In Groningen University, where Stapel used to work, he was known as The Lord of the Data, because he never let anyone near his SPSS files. He pulled results out of thin air, throwing them around as presents to his co-workers, and when anybody asked him to show the underlying data files, he simply didn't respond. Very few people saw this as problematic, because, hey, these were his data, and why should Stapel share his data with outsiders?

That was the moral order of scientific psychology. Data are private property. Nosy colleagues asking for data? Just chase them away, like you chase coyotes from your farm. That is why researchers had no problem whatsoever denying access to their data, and that is why several people saw the data-sharing request itself as unethical. "Why don't you trust us?," I recall one researcher saying in a suspicious tone of voice.
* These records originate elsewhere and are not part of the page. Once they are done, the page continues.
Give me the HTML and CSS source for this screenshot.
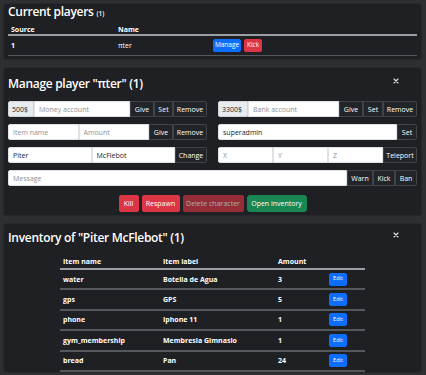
FILE: index.html
```html
<!DOCTYPE html>
<html lang="en">
<head>
<meta charset="utf-8">
<title>Admin menu</title>
<link rel="stylesheet" href="styles.css">
</head>
<body>
<div class="page">
  <section class="card card-players">
    <h2 class="title">Current players <small>(1)</small></h2>
    <table class="tbl players">
      <thead>
        <tr><th class="p-src">Source</th><th class="p-name">Name</th><th></th></tr>
      </thead>
      <tbody>
        <tr>
          <td class="bold">1</td>
          <td>πter</td>
          <td><div class="p-actions"><button class="btn sm blue w-manage">Manage</button><button class="btn sm red w-kick">Kick</button></div></td>
        </tr>
      </tbody>
    </table>
  </section>

  <section class="card card-manage">
    <div class="head">
      <h2 class="title">Manage player "πter" (1)</h2>
      <button class="close" aria-label="Close"><svg viewBox="0 0 6 6" width="6" height="6"><path d="M1 1L5 5M5 1L1 5" stroke="#e6e6e6" stroke-width="1.1" stroke-linecap="round"/></svg></button>
    </div>
    <div class="grid">
      <div class="ig">
        <span class="addon a-money">500$</span>
        <input class="in" placeholder="Money account">
        <button class="btn dk w-give">Give</button><button class="btn dk w-set">Set</button><button class="btn dk w-remove">Remove</button>
      </div>
      <div class="ig">
        <span class="addon a-bank">3300$</span>
        <input class="in" placeholder="Bank account">
        <button class="btn dk w-give">Give</button><button class="btn dk w-set2">Set</button><button class="btn dk w-remove">Remove</button>
      </div>
      <div class="ig">
        <input class="in" placeholder="Item name">
        <input class="in" placeholder="Amount">
        <button class="btn dk w-give">Give</button><button class="btn dk w-remove">Remove</button>
      </div>
      <div class="ig">
        <input class="in" value="superadmin">
        <button class="btn dk w-set2">Set</button>
      </div>
      <div class="ig">
        <input class="in" value="Piter">
        <input class="in" value="McFlebot">
        <button class="btn dk w-change">Change</button>
      </div>
      <div class="ig">
        <input class="in" placeholder="X">
        <input class="in" placeholder="Y">
        <input class="in" placeholder="Z">
        <button class="btn dk w-teleport">Teleport</button>
      </div>
      <div class="ig wide">
        <input class="in" placeholder="Message">
        <button class="btn dk w-warn">Warn</button><button class="btn dk w-kick2">Kick</button><button class="btn dk w-ban">Ban</button>
      </div>
    </div>
    <div class="actions">
      <button class="btn md red w-kill">Kill</button>
      <button class="btn md red w-respawn">Respawn</button>
      <button class="btn md red disabled w-delete">Delete character</button>
      <button class="btn md green w-open">Open inventory</button>
    </div>
  </section>

  <section class="card card-inv">
    <div class="head">
      <h2 class="title">Inventory of "Piter McFlebot" (1)</h2>
      <button class="close" aria-label="Close"><svg viewBox="0 0 6 6" width="6" height="6"><path d="M1 1L5 5M5 1L1 5" stroke="#e6e6e6" stroke-width="1.1" stroke-linecap="round"/></svg></button>
    </div>
    <table class="tbl inv">
      <thead>
        <tr><th class="i-name">Item name</th><th class="i-label">Item label</th><th class="i-amt">Amount</th><th></th></tr>
      </thead>
      <tbody>
        <tr><td>water</td><td>Botella de Agua</td><td>3</td><td><button class="btn xs blue">Edit</button></td></tr>
        <tr><td>gps</td><td>GPS</td><td>5</td><td><button class="btn xs blue">Edit</button></td></tr>
        <tr><td>phone</td><td>Iphone 11</td><td>1</td><td><button class="btn xs blue">Edit</button></td></tr>
        <tr><td>gym_membership</td><td>Membresia Gimnasio</td><td>1</td><td><button class="btn xs blue">Edit</button></td></tr>
        <tr><td>bread</td><td>Pan</td><td>24</td><td><button class="btn xs blue">Edit</button></td></tr>
      </tbody>
    </table>
  </section>
</div>
</body>
</html>
```

FILE: styles.css
```css
* { box-sizing: border-box; }
html, body { margin: 0; height: 100%; overflow: hidden; }
body {
  background: #2e2f31;
  font-family: "Open Sans", "Noto Sans", sans-serif;
  color: #fff;
}
.page {
  display: flex;
  flex-direction: column;
  gap: 7px;
  padding: 3px 4px 0 3px;
}
.card {
  background: #1f2023;
  border: 1px solid #27282b;
  border-radius: 3px;
  padding: 0 4px;
}
.title {
  margin: 0;
  font-size: 12px;
  font-weight: 600;
  line-height: 15px;
  letter-spacing: -0.3px;
}
.title small { font-size: 6.5px; font-weight: 600; letter-spacing: 0; }

.head {
  display: flex;
  justify-content: space-between;
  align-items: flex-start;
}
.close {
  background: none;
  border: 0;
  padding: 0;
  margin: 2px 18px 0 0;
  width: 6px;
  height: 6px;
  display: flex;
}

/* players card */
.card-players { padding-bottom: 3px; }
.card-players .title { margin-bottom: 3px; }
.tbl {
  border-collapse: separate;
  border-spacing: 0;
  font-size: 7px;
}
.tbl th {
  text-align: left;
  font-weight: 700;
  padding: 0 3px;
  border-bottom: 2px solid #9a9ea3;
}
.tbl td {
  padding: 0 3px;
  border-bottom: 1.5px solid #55595e;
}
.players { width: 100%; }
.players th { height: 12px; }
.players td { height: 20px; }
.p-src { width: 107px; }
.p-name { width: 95px; }
.bold { font-weight: 700; }
.p-actions { display: flex; gap: 3px; align-items: center; }

/* buttons */
.btn {
  font-family: inherit;
  color: #fff;
  border: 1px solid transparent;
  cursor: pointer;
  padding: 0;
  font-size: 7px;
  line-height: 1;
  white-space: nowrap;
}
.btn.sm { height: 13px; border-radius: 2px; font-size: 6.5px; }
.btn.md { height: 17px; border-radius: 2px; }
.btn.xs { height: 13px; width: 18px; font-size: 5.5px; border-radius: 2px; }
.w-manage { width: 28px; }
.w-kick { width: 18px; }
.blue { background: #0d6efd; border-color: #0d6efd; }
.red { background: #dc3545; border-color: #dc3545; }
.green { background: #198754; border-color: #198754; }
.btn.md.green { border-radius: 3px; }
.disabled { opacity: 0.62; }
.dk {
  background: #212529;
  border-color: #3f4448;
  border-radius: 0;
  height: 16px;
  flex: none;
}
.w-give { width: 24px; }
.w-set { width: 19px; }
.w-set2 { width: 20px; }
.w-remove { width: 34px; }
.w-change { width: 32px; }
.w-teleport { width: 34px; }
.w-warn { width: 26px; }
.w-kick2 { width: 22px; }
.w-ban { width: 22px; }
.w-kill { width: 20px; }
.w-respawn { width: 38px; }
.w-delete { width: 61px; }
.w-open { width: 60px; }

/* manage card */
.card-manage { padding-top: 8px; padding-bottom: 3px; }
.card-manage .head { margin-bottom: 10px; }
.grid {
  display: grid;
  grid-template-columns: 1fr 1fr;
  column-gap: 11px;
  row-gap: 7px;
}
.ig { display: flex; height: 16px; }
.ig.wide { grid-column: 1 / 3; }
.ig > :last-child { border-top-right-radius: 2px; border-bottom-right-radius: 2px; }
.ig > :first-child { border-top-left-radius: 2px; border-bottom-left-radius: 2px; }
.addon {
  background: #e9ecef;
  color: #212529;
  border: 1px solid #ced4da;
  font-size: 7px;
  display: flex;
  align-items: center;
  padding: 0 3px;
  flex: none;
}
.a-money { width: 26px; }
.a-bank { width: 30px; }
.in {
  flex: 1;
  min-width: 0;
  width: 0;
  height: 16px;
  border: 1px solid #dee2e6;
  background: #fff;
  color: #212529;
  font-family: inherit;
  font-size: 7px;
  padding: 0 4px;
  border-radius: 0;
  outline: none;
}
.in::placeholder { color: #8c9197; }
.actions {
  margin-top: 9px;
  display: flex;
  justify-content: center;
  gap: 3px;
}

/* inventory card */
.card-inv { padding-top: 6px; flex: 1; }
.card-inv .head { margin-bottom: 10px; }
.inv { width: 305px; margin: 0 auto; }
.inv th { height: 15px; }
.inv td { height: 20.4px; font-weight: 700; border-bottom: 2px solid #55595e; }
.i-name { width: 100px; }
.i-label { width: 115px; }
.i-amt { width: 50px; }
.inv td:last-child { padding-left: 4px; }
```
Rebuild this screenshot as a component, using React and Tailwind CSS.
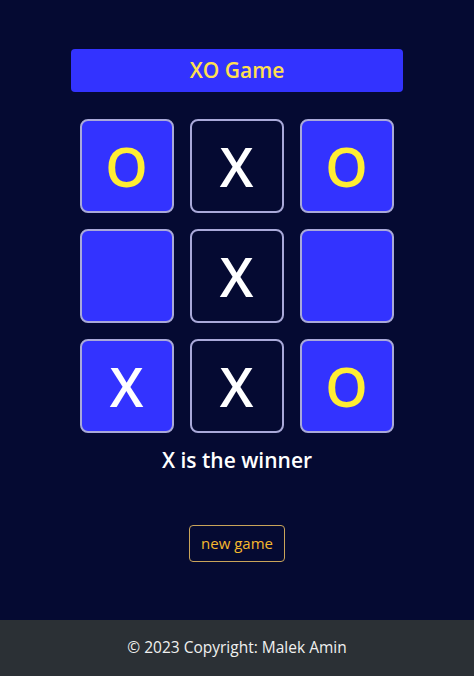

It is unbelievable how quickly things have changed.

In the wake of the Stapel case, the community of psychological scientists committed to openness, data-sharing, and methodological transparency quickly reached a critical mass. The Open Science Framework allows researchers to archive all of their research materials, including stimuli, analysis code, and data, to make them public by simply pressing a button. The new Journal of Open Psychology Data offers an outlet specifically designed to publish datasets, thereby giving these the status of a publication. PsychDisclosure.org asks researchers to document decisions regarding, e.g., sample size determination and variable selection, that were left unmentioned in publications; most researchers provide this information without hesitation - some actually do so voluntarily. The journal Psychological Science will likely implement requirements for this type information in the submission process. Data-archiving possibilities are growing like crazy. Major funding institutes require data-archiving or are preparing regulations that do. In the Reproducibility Project, hundreds of studies are being replicated in a concerted effort. As a major symbol of these developments, we now have the Center for Open Science, which facilitates the massive grassroots effort to open up the scientific regime in psychology.

If you had told me that any of this would happen back in 2005, I would have laughed you away, just as I would have laughed you away in 1990, had you told me that the future would involve such bizarre elements as smoke-free airplanes.

The moral order of research in psychology has changed. It has changed for the better, and I hope it has changed for good.